Source material
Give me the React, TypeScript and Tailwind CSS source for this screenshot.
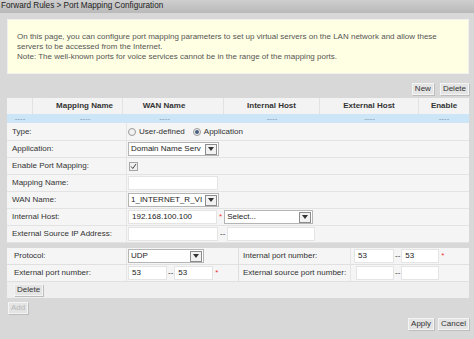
import React from "react";

function Btn({ children, disabled = false }: { children: React.ReactNode; disabled?: boolean }) {
  return (
    <button
      className={`h-[12px] border border-[#f4f4f4] bg-[#e4e4e4] px-[2px] text-[8px] leading-none shadow-[1px_1px_0_#bdbdbd] ${
        disabled ? "text-[#b5b5b5]" : "text-[#333]"
      }`}
    >
      {children}
    </button>
  );
}

function Arrow() {
  return (
    <span className="mr-[1px] flex h-[11px] w-[12px] shrink-0 items-center justify-center border border-[#8c8c8c] bg-[#f2f2f2]">
      <svg width="6" height="4" viewBox="0 0 6 4">
        <path d="M0 0h6L3 4z" fill="#333" />
      </svg>
    </span>
  );
}

function Select({ width, text }: { width: string; text: string }) {
  return (
    <div className={`flex h-[14px] items-center overflow-hidden border border-[#b5b5b5] bg-white ${width}`}>
      <span className="flex-1 overflow-hidden whitespace-nowrap pl-[2px] text-[#222]">{text}</span>
      <Arrow />
    </div>
  );
}

function Input({ width, text = "" }: { width: string; text?: string }) {
  return (
    <div className={`flex h-[14px] items-center border border-[#e4e4e4] bg-white pl-[3px] text-[#222] ${width}`}>
      {text}
    </div>
  );
}

function Star() {
  return <span className="px-[2px] text-[#e33]">*</span>;
}

function Row({ label, children, tall = false }: { label: string; children?: React.ReactNode; tall?: boolean }) {
  return (
    <div className={`flex border-b border-[#e3e3e3] bg-[#f5f5f5] ${tall ? "h-[18px]" : "h-[17px]"}`}>
      <div className="flex w-[120px] items-center border-r border-[#e6e6e6] pl-[5px] text-[#333]">{label}</div>
      <div className="flex flex-1 items-center pl-[1px]">{children}</div>
    </div>
  );
}

function Radio({ checked }: { checked?: boolean }) {
  return (
    <span className="flex h-[8px] w-[8px] items-center justify-center rounded-full border border-[#9a9a9a] bg-[#f2f2f2]">
      {checked && <span className="h-[4px] w-[4px] rounded-full bg-[#4a5f80]" />}
    </span>
  );
}

// column cells, with padding to place the text where the reference has it
const cols = [
  "w-[26px]",
  "w-[90px] pl-[14px]",
  "w-[101px] pr-[18px]",
  "w-[96px]",
  "w-[99px]",
  "flex-1",
];
const heads = ["", "Mapping Name", "WAN Name", "Internal Host", "External Host", "Enable"];

export default function App() {
  return (
    <div className="h-[339px] w-[474px] overflow-hidden bg-[#d8d8d8] font-['Liberation_Sans',Arial,sans-serif] text-[8px] leading-none">
      <div className="flex h-[13px] items-center bg-gradient-to-b from-[#cfcfcf] to-[#b9b9b9] pl-[1px] text-[8.2px] text-[#222]">
        Forward Rules &gt; Port Mapping Configuration
      </div>

      <div className="pl-[7px] pr-[5px]">
        <div className="mt-[6px] h-[55px] border border-[#f0f0f0] bg-[#ffffe3] px-[9px] pt-[12px] leading-[10px] text-[#555]">
          <p>
            On this page, you can configure port mapping parameters to set up virtual servers on the LAN network and allow these
            servers to be accessed from the Internet.
          </p>
          <p>Note: The well-known ports for voice services cannot be in the range of the mapping ports.</p>
        </div>

        <div className="mt-[9px] flex justify-end gap-[6px]">
          <Btn>New</Btn>
          <Btn>Delete</Btn>
        </div>

        <div className="mt-[3px]">
          <div className="flex h-[16px] bg-[#f3f3f3] font-bold text-[#333]">
            {heads.map((h, i) => (
              <div key={i} className={`flex items-center justify-center border-r border-[#e2e2e2] last:border-r-0 ${cols[i]}`}>
                {h}
              </div>
            ))}
          </div>
          <div className="flex h-[9px] bg-[#cde6f7] text-[#7d94aa]">
            {cols.map((c, i) => (
              <div key={i} className={`flex items-center justify-center ${c}`}>
                ----
              </div>
            ))}
          </div>

          <Row label="Type:" tall>
            <div className="flex items-center gap-[3px] text-[#333]">
              <Radio />
              <span>User-defined</span>
              <span className="ml-[2px]" />
              <Radio checked />
              <span>Application</span>
            </div>
          </Row>
          <Row label="Application:">
            <Select width="w-[91px]" text="Domain Name Serv" />
          </Row>
          <Row label="Enable Port Mapping:">
            <span className="ml-[1px] flex h-[9px] w-[9px] items-center justify-center border border-[#a5a5a5] bg-[#f0f0f0]">
              <svg width="7" height="7" viewBox="0 0 7 7">
                <path d="M1 3.5l1.8 2L6 1" stroke="#444" strokeWidth="1" fill="none" />
              </svg>
            </span>
          </Row>
          <Row label="Mapping Name:">
            <Input width="w-[90px]" />
          </Row>
          <Row label="WAN Name:">
            <Select width="w-[91px]" text="1_INTERNET_R_VI" />
          </Row>
          <Row label="Internal Host:">
            <Input width="w-[89px]" text="192.168.100.100" />
            <Star />
            <Select width="w-[89px]" text="Select..." />
          </Row>
          <Row label="External Source IP Address:">
            <Input width="w-[90px]" />
            <span className="px-[2px] text-[#333]">--</span>
            <Input width="w-[88px]" />
          </Row>
        </div>

        <div className="mt-[5px] bg-[#efefef]">
          <div className="flex h-[17px] border-b border-[#e0e0e0]">
            <div className="flex w-[232px] items-center border-r border-[#dedede] bg-[#f5f5f5]">
              <div className="flex h-full w-[120px] items-center border-r border-[#e6e6e6] pl-[7px] text-[#333]">Protocol:</div>
              <div className="flex items-center pl-[1px]">
                <Select width="w-[76px]" text="UDP" />
              </div>
            </div>
            <div className="flex flex-1 items-center bg-[#f5f5f5]">
              <div className="flex h-full w-[112px] items-center border-r border-[#e6e6e6] pl-[4px] text-[#333]">
                Internal port number:
              </div>
              <div className="flex items-center pl-[3px]">
                <Input width="w-[40px]" text="53" />
                <span className="px-[1px] text-[#333]">--</span>
                <Input width="w-[38px]" text="53" />
                <Star />
              </div>
            </div>
          </div>
          <div className="flex h-[17px] border-b border-[#e0e0e0]">
            <div className="flex w-[232px] items-center border-r border-[#dedede] bg-[#f5f5f5]">
              <div className="flex h-full w-[120px] items-center border-r border-[#e6e6e6] pl-[7px] text-[#333]">
                External port number:
              </div>
              <div className="flex items-center pl-[1px]">
                <Input width="w-[39px]" text="53" />
                <span className="px-[1px] text-[#333]">--</span>
                <Input width="w-[39px]" text="53" />
                <Star />
              </div>
            </div>
            <div className="flex flex-1 items-center bg-[#f5f5f5]">
              <div className="flex h-full w-[112px] items-center border-r border-[#e6e6e6] pl-[4px] text-[#333]">
                External source port number:
              </div>
              <div className="flex items-center pl-[5px]">
                <Input width="w-[38px]" />
                <span className="px-[1px] text-[#333]">--</span>
                <Input width="w-[38px]" />
              </div>
            </div>
          </div>
          <div className="flex h-[16px] items-center pl-[7px]">
            <Btn>Delete</Btn>
          </div>
        </div>

        <div className="mt-[4px] pl-[1px]">
          <Btn disabled>Add</Btn>
        </div>

        <div className="mt-[4px] flex justify-end gap-[4px]">
          <Btn>Apply</Btn>
          <Btn>Cancel</Btn>
        </div>
      </div>
    </div>
  );
}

Requirements
Repeat the listing above up to and including the line with "import React from", starting from its first line. Drop any pictures.

Solution for this exercise
Give me the React, TypeScript and Tailwind CSS source for this screenshot.
import React from "react";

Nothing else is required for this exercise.